# Exercise description
Show all lines from the data that include the word "screenshot".

# Input for this task
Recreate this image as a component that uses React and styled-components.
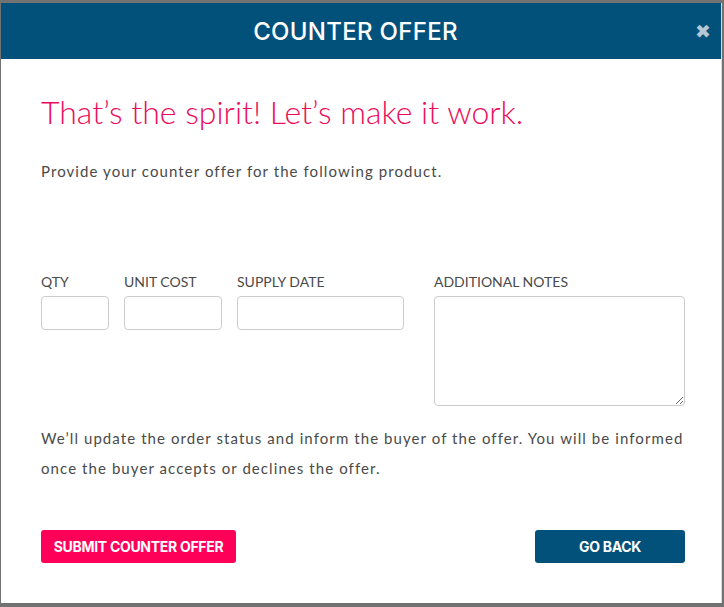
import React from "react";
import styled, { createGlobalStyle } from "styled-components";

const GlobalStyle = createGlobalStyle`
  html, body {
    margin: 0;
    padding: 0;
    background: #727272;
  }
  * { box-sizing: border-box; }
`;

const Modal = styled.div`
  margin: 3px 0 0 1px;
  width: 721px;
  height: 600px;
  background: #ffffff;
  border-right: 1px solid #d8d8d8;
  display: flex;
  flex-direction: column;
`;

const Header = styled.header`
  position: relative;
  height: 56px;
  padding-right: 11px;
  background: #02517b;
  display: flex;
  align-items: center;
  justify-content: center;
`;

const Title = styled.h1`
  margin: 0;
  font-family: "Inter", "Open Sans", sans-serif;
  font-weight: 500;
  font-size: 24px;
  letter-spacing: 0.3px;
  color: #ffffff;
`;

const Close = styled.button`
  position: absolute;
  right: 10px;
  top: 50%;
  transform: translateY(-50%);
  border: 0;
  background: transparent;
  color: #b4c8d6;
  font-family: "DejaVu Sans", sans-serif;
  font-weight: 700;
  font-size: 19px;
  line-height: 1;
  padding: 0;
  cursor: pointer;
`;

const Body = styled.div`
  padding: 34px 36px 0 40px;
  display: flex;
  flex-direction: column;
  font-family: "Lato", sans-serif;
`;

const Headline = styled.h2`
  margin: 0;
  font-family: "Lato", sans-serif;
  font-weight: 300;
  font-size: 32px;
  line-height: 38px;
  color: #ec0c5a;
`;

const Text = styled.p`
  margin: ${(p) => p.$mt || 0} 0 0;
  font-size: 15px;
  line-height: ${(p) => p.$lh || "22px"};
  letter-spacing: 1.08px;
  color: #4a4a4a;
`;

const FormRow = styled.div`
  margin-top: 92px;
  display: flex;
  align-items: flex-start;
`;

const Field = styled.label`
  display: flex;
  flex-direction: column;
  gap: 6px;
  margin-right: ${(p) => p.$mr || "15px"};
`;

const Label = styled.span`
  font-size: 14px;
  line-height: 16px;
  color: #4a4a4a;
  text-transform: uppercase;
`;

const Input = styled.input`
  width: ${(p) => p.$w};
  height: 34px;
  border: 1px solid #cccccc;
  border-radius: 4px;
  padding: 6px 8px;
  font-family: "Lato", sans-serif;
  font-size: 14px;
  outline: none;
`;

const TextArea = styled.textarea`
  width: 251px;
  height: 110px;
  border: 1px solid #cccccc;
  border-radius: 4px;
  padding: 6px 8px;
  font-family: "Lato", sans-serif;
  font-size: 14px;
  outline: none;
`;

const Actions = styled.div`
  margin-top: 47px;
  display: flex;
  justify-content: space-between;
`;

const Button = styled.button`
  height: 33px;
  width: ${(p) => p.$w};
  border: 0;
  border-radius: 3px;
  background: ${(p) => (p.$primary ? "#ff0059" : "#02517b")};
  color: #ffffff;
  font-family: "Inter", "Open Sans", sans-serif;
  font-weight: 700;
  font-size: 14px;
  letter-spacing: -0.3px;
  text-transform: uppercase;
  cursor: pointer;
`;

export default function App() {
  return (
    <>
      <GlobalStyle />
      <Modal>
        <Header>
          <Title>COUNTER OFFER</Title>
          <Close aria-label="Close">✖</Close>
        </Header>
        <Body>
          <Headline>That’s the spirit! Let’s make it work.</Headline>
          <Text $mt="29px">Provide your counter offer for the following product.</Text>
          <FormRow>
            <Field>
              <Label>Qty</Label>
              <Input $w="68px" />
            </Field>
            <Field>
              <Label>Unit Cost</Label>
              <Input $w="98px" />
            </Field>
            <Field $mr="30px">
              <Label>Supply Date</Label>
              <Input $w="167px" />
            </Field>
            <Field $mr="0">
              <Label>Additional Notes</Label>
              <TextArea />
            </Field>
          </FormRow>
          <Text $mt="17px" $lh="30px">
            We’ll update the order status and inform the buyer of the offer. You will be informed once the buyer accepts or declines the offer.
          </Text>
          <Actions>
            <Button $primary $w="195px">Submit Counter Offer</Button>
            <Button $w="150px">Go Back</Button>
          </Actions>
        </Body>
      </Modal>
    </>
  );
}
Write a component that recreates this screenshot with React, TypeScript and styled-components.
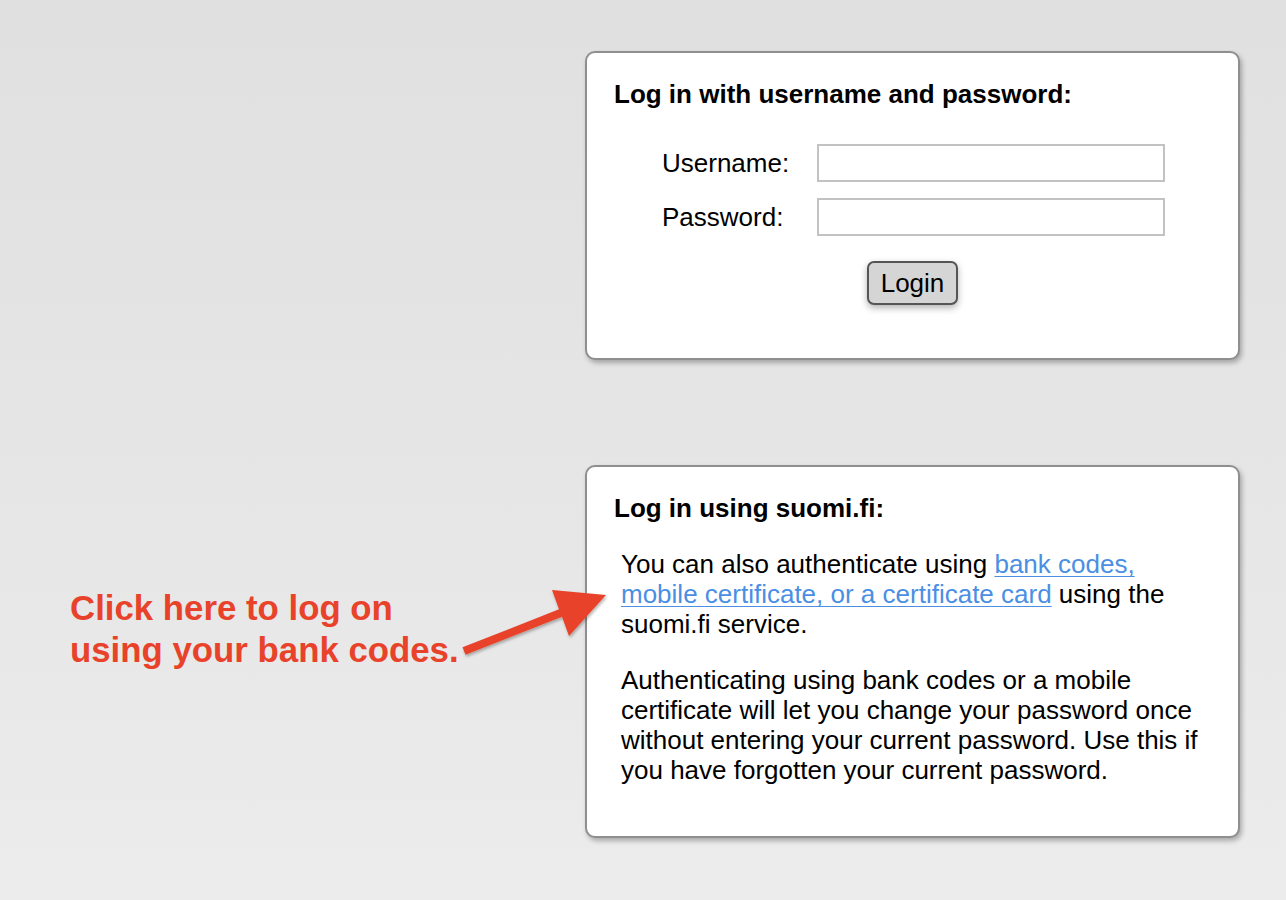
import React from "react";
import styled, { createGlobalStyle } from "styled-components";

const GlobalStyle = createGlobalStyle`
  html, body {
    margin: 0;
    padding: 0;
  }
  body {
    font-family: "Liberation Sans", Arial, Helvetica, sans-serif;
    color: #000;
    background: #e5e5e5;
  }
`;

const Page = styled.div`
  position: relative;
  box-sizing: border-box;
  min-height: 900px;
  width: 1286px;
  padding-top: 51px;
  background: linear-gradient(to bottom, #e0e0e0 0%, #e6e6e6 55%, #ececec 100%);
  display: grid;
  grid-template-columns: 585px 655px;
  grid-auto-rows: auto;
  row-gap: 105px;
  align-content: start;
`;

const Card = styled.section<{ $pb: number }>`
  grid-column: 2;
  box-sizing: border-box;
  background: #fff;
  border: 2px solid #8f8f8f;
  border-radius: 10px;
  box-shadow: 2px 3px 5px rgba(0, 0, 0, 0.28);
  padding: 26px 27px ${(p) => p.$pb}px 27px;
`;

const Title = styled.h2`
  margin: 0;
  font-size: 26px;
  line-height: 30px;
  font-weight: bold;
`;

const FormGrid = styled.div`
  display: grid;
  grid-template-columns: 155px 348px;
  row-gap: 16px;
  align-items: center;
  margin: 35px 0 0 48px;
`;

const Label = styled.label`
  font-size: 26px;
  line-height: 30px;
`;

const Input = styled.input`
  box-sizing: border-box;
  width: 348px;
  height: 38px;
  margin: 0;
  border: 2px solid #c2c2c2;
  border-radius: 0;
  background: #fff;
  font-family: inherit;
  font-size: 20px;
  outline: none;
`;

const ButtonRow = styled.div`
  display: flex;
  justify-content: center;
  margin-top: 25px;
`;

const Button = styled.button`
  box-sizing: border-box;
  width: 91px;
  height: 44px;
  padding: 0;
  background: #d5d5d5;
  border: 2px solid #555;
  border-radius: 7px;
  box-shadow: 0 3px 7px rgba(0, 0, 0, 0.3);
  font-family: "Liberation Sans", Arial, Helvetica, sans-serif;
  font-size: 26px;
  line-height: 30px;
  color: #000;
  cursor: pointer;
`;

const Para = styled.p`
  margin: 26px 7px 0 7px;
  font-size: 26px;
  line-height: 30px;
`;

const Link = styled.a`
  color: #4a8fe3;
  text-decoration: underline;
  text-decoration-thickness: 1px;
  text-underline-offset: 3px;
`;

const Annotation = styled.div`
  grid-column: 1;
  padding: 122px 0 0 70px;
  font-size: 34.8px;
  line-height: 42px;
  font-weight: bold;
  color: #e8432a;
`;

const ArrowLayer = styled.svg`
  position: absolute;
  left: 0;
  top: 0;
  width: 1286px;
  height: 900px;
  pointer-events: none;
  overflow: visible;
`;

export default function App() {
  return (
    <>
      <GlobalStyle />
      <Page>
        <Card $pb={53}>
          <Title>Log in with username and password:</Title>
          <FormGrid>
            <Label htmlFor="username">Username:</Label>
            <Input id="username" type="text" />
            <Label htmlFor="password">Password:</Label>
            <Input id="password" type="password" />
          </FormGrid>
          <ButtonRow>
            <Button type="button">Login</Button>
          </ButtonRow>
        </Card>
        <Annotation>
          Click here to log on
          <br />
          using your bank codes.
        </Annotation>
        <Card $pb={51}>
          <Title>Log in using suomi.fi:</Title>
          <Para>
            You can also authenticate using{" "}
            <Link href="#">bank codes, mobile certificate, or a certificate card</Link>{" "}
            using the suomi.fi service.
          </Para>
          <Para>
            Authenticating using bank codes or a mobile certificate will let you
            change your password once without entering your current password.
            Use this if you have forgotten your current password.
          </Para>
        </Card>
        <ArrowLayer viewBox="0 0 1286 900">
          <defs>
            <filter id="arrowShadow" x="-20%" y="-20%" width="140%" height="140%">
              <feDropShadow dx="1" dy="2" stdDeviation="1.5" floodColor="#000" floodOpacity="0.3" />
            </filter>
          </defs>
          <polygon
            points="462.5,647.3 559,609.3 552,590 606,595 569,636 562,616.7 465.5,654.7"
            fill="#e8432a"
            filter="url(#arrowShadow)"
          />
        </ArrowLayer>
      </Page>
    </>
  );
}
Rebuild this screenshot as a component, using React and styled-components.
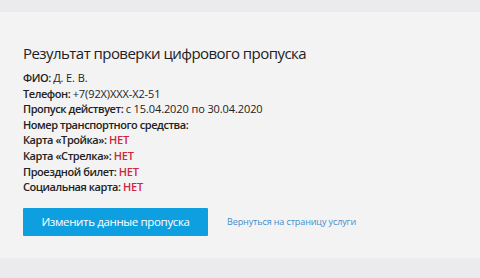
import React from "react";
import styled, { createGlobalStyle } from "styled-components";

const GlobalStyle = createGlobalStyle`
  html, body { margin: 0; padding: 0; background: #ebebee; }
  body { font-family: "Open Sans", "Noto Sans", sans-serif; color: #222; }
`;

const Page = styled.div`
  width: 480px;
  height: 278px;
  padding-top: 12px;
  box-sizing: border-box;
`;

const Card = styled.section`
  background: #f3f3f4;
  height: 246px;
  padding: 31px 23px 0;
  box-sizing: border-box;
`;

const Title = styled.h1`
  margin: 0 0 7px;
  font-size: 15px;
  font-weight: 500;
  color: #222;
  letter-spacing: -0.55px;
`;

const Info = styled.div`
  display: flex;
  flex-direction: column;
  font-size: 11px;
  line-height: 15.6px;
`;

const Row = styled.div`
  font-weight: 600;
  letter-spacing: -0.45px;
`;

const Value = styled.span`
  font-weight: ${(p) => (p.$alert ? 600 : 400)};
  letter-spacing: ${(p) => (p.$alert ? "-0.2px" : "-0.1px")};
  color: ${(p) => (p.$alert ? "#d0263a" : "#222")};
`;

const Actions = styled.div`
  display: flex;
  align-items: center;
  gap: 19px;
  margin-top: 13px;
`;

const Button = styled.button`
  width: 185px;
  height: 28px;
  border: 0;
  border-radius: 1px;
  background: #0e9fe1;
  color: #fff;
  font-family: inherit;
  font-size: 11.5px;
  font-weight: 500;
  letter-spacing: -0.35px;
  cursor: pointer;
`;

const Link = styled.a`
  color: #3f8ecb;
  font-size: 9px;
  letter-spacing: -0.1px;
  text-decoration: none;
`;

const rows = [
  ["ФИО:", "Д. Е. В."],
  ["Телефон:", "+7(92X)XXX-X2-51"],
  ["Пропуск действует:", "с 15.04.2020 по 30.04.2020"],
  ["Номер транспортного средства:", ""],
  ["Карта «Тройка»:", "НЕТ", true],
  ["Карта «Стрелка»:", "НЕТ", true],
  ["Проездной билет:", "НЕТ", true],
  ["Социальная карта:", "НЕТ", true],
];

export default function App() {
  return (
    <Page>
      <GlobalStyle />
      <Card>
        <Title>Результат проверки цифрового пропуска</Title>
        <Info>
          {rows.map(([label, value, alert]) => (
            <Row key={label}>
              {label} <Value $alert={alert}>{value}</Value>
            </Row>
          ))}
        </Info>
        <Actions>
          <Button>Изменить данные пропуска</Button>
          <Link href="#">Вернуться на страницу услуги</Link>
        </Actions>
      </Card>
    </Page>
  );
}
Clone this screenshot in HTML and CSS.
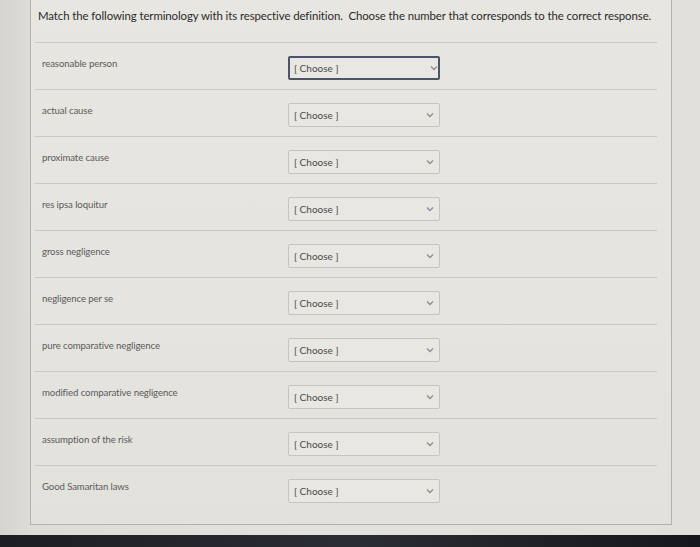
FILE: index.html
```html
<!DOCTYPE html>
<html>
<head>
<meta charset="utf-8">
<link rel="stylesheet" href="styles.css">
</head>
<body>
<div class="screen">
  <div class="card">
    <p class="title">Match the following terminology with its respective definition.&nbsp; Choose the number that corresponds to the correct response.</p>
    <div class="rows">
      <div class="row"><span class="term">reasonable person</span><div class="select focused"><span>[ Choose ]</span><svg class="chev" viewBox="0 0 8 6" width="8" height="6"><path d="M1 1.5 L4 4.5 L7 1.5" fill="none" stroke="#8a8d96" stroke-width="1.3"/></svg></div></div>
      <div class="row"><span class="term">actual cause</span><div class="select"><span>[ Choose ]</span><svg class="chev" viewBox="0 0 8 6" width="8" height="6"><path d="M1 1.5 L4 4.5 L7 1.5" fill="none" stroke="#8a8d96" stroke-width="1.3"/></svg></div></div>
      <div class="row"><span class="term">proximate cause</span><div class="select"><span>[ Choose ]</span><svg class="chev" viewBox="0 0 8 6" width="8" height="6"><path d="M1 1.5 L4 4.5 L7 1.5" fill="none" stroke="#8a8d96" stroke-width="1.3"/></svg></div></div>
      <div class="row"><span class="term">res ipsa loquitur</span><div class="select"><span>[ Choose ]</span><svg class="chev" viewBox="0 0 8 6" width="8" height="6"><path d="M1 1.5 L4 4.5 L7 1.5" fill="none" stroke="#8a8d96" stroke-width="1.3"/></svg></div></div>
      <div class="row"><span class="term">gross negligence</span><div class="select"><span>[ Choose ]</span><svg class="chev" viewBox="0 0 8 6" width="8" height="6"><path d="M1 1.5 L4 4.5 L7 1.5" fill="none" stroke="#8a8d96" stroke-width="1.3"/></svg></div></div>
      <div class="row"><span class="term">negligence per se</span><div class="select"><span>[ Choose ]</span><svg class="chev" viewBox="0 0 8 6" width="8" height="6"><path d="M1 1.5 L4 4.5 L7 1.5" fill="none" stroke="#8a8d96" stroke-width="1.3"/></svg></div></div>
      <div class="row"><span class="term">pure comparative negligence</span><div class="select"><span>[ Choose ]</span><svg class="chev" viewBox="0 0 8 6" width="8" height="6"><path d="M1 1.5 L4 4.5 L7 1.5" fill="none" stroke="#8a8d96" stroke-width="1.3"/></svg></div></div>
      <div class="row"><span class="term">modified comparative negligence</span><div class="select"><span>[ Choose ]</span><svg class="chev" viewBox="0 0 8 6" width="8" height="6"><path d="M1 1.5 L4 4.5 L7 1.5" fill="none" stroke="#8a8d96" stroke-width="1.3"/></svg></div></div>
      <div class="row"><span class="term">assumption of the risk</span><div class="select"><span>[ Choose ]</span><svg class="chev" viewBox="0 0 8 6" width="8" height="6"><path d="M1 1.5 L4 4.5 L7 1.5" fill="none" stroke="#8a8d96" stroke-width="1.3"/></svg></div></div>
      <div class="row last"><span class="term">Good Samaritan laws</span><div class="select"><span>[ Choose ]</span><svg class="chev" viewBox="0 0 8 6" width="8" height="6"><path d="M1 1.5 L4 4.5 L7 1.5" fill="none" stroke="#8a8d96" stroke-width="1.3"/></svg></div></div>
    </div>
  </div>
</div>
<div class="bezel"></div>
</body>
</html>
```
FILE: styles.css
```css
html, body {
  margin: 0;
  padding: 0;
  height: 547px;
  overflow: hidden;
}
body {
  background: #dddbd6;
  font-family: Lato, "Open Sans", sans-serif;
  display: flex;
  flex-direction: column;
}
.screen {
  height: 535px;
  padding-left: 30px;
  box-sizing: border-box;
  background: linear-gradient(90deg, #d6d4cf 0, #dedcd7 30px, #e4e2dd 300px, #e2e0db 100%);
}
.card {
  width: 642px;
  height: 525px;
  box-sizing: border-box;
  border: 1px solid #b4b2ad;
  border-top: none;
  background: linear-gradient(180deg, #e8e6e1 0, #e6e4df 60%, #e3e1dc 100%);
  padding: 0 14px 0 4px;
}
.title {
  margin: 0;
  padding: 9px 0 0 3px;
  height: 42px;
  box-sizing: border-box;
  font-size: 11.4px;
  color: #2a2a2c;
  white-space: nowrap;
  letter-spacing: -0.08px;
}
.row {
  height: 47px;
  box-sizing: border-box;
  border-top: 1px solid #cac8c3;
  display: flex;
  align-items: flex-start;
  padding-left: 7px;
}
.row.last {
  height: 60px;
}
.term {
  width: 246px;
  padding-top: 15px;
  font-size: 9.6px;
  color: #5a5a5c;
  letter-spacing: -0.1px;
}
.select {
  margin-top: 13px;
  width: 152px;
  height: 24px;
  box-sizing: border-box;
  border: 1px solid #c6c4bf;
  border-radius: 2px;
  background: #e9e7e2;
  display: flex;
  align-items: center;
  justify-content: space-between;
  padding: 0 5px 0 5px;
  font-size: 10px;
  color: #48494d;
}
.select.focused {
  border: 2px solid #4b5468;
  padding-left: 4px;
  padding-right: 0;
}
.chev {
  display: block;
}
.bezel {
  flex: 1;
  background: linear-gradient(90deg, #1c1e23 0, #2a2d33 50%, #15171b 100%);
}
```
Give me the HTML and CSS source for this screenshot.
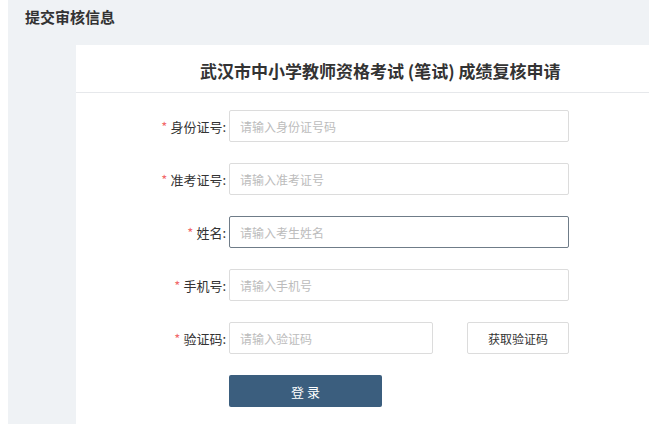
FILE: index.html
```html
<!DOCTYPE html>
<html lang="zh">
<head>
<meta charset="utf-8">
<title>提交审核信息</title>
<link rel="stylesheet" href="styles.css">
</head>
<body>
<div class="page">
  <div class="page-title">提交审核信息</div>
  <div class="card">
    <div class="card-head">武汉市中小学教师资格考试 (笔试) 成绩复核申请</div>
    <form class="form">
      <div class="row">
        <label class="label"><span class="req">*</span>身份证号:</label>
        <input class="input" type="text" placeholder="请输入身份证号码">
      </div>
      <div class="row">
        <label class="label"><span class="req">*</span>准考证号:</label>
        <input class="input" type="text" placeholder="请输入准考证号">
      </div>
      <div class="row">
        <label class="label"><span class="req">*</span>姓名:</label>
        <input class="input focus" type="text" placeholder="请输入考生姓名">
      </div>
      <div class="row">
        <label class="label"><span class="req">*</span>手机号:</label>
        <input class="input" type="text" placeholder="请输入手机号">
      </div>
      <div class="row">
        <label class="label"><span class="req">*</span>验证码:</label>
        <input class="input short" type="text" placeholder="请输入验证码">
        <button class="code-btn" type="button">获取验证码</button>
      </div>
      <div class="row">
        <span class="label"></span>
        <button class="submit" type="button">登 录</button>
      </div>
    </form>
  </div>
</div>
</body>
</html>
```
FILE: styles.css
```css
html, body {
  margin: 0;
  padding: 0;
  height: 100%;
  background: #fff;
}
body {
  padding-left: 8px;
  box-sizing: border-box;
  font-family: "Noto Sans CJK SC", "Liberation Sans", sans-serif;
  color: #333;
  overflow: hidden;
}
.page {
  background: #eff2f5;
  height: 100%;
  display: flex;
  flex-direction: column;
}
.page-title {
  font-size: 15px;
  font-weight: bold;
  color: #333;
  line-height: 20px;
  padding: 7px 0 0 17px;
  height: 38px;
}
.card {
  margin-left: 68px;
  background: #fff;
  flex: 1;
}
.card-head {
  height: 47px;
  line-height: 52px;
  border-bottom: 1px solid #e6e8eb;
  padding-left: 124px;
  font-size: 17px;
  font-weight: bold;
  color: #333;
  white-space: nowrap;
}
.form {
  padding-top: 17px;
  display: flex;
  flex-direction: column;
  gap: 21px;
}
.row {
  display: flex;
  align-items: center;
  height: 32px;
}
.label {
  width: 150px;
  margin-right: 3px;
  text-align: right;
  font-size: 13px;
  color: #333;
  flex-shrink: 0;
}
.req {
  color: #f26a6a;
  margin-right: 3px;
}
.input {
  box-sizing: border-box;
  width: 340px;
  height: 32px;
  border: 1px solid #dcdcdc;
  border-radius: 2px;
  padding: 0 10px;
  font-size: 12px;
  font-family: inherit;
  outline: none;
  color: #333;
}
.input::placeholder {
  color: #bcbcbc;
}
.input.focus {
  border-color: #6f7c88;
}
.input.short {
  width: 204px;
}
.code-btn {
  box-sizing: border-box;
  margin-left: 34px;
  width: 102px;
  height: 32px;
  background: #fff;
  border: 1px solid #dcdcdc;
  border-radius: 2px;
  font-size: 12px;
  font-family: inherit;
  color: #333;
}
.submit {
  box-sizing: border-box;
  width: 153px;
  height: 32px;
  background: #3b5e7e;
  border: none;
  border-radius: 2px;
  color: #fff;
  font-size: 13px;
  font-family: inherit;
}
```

# Answer
Write a component that recreates this screenshot with React, TypeScript and styled-components.
Rebuild this screenshot as a component, using React and styled-components.
Clone this screenshot in HTML and CSS.
Give me the HTML and CSS source for this screenshot.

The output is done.